Thinner wires (higher gauge numbers) have:

• Higher resistance per unit length
• Greater voltage drop over distance
• Lower current capacity before overheating

For example, 14 AWG wire has about 60% more resistance per foot than 12 AWG wire. The National Electrical Code provides tables for maximum allowable voltage drop based on wire gauge and circuit length.

Can I mix series and parallel components in the same circuit?

Yes, most real-world circuits use combinations of series and parallel connections. This is called a series-parallel circuit or combination circuit.

To analyze these:

1. Identify pure series or parallel sections
2. Calculate equivalent resistance for parallel sections first
3. Then treat the equivalent resistance as a series component
4. Apply series circuit rules to the simplified circuit
5. Work backwards to find currents and voltages in original branches

Example: A circuit with two parallel resistors in series with another resistor would be calculated by:

1. Finding R_equivalent for the parallel pair: 1/R_eq = 1/R₁ + 1/R₂
2. Adding R_eq to the series resistor: R_total = R_eq + R₃
3. Calculating total current: I_total = V_source/R_total
4. This current flows through the series resistor
5. The voltage across the parallel pair is V_source – (I_total × R₃)

What safety precautions should I take when measuring voltages?

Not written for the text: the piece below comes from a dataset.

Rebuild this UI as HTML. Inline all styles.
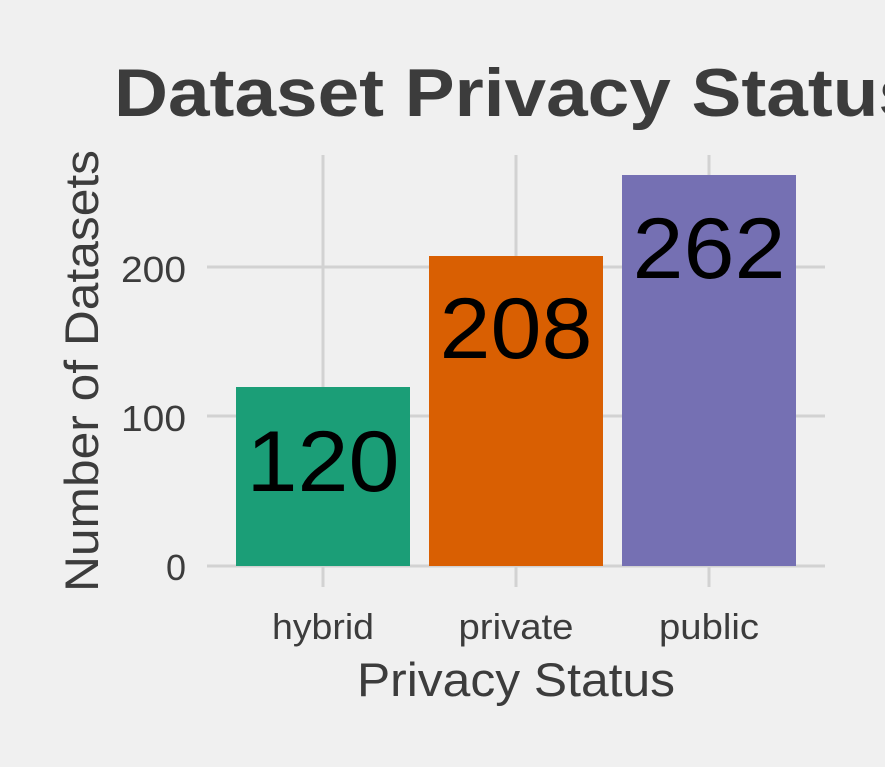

Voltage measurement safety is critical to prevent electrical shock and equipment damage:

• Insulation check: Verify your test leads and meter are properly insulated
• Correct range: Set your multimeter to a voltage range higher than expected
• One-hand rule: When possible, measure with one hand to prevent current through your heart
• No parallel paths: Ensure your body isn’t creating an alternative path for current
• Discharge capacitors: Before measuring, discharge any capacitors in the circuit
• High voltage areas: Use approved high-voltage probes for measurements above 30V
• Ground reference: Connect the negative lead to ground first when measuring
• Equipment rating: Ensure your meter is CAT-rated for the environment (CAT II for household, CAT III for distribution panels)

For comprehensive electrical safety standards, refer to OSHA’s electrical safety guidelines.